Durante un cuarto de siglo, ella administró un kiosco de cremoladas
bajo el puente Villena, uno de los más altos de Lima, también conocido como El puente
de los suicidas. El kiosco era de madera blanca, no tenia silla, pero su
ubicación era estratégica. Caminantes fatigados encontraban reposo en ese local
reparador mientras volvían de la playa agobiado por el infernal sol de verano.
Las cremoladas son buena contra la sed,
endulza la vida, al estar hecha de frutas, aportan vitaminas. Los clientes las disfrutaban tumbados en la isla de pasto que rodeaba
el kiosco, y de paso se concedían una nueva oportunidad para otear el horizonte
sobre el océano.

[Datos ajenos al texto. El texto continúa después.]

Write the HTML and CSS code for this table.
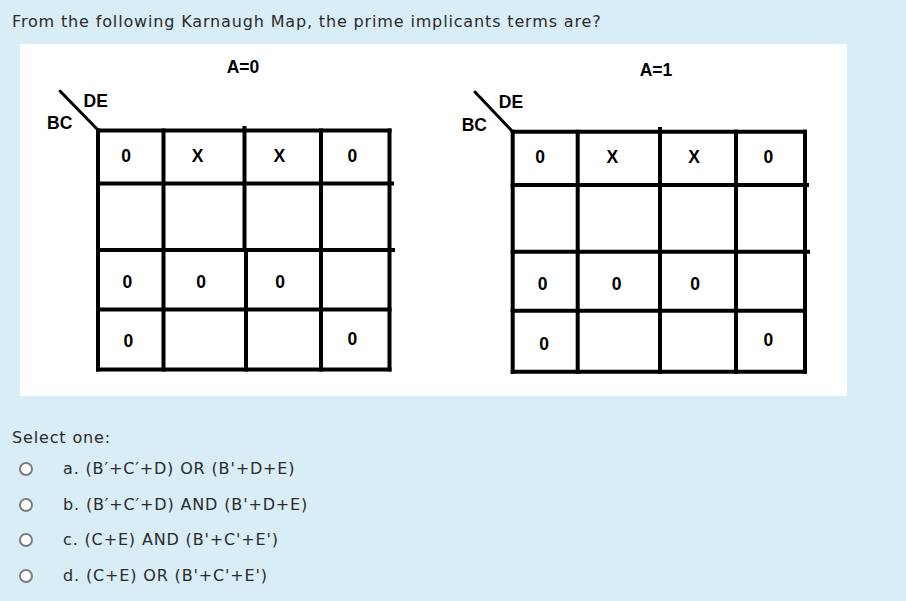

Las cremoladas abría un paréntesis de felicidad en medio de la rutina pero había
algo inquietante en la mujer que las vendía.
Era una especie de intranquilidad permanente, como si temiera que en
cualquier momento mientras servía los dulces o cuando entregara el vuelto del
importe una tragedia pudiera ocurrir, o
caer de las alturas. La mujer había presenciado muchas
desgracias. La muerte le era un demonio conocido.
…
¿Qué vio usted? ¡Qué escuchó? Lo conocía?. Las preguntas siempre eran
las mismas. Esposos abandonados, pacientes desahuciados, ancianos desempleados,
esquizofrénicos y decena de almas descalabradas trepaba los barandales del
puente Villena, como quién tantea la orilla final de la vida, miraba por última
vez el mar y se lanzaban ochenta metros hacia la nada, como clavadistas con
mala puntería.
La mujer observaba el espectáculo desde su puesto de cremoladas. Siempre
tenía a la mano el detalle preciso:
“cayó gritando: lo hago por ti María”; La hipótesis oportuna (por la forma de
vestir creo que era un desempleado)
Cuatro personas se lanzaron del puente cada año, entre la década del
año ochenta y dos mil. El dato se encuentra en el estudio “Suicidio e intento de suicidio
en el Puente Villena”, de la universidad Cayetano Heredia. Durante los veinte cinco
años que la vendedora de cremoladas trabajó bajo ese puente, unas cien personas
se mataron. ..
Conversé con la vendedora una tarde de verano a inicios de la década
del dos mil. Era un domingo. Yo paseaba con mi enamorada. No tomé nota pero
recuerdo sus palabras. La presencia en los primeros suicidios, la mujer no creía
que estar allí pudiera causarle mayor daño. Cuando uno es joven-me dijo- cuerpo
y mente aguantan todo. Ya de vieja –añadió- los recuerdos vuelven si avisar. A veces
cuando es de noche.
La vendedora debía tener unos cincuenta años. Era una mujer de piel marrón,
robusta y guapa. El cabello negro espeso le caía sobre los hombros. Llevaba un mandil
blanco salpicado de gotitas rojas (cómo olvidarlo) del dulce de la fresa. Nadie
se suicidó durante nuestra charla. Sobre el pavimento sólo refulgía un grafiti
en línea blanca como un seña que
regulaba el tránsito al más allá. Un hombre con los brazos abiertos advertía:
Prohibido morir.
Con el correr de los años y de los suicidios, la mujer empezó a tener una pesadilla persistente. Todas las noches le
ocurría lo mismo. Ella conciliaba el sueño durante algunas horas. Luego, en
medio de la tranquilidad del reposo, un ruido infernal estallaba dentro de su
cabeza y la arrancaba del letargo. Se levantaba aterrada y corría a la cocina a
beber agua. Era el sonido indescriptible de que un cuerpo se cae y qué, después de alcanzar
la misma velocidad de los automóviles en la autopista, se estrella contra el
pavimento. Los huesos se quiebran dentro de la piel, los pulmones, el hígado y
los riñones estallan como una masa de
agua. La mujer tomó aire y espiró con fuerza para reproducir ese sonido.
-Crrr-plasssshhh
[Corolario]
…ahora el alcalde había mandado construir un cobertor de fierro, una plancha
de policarbonato que desde entonces
envuelve el puente como un preservativo
gigantesco.
Ya casi nadie acude a suicidarse a ese puente. Al pie, tampoco ha
vuelto a abrirse un puesto de cremolada, ella se había marchado para siempre.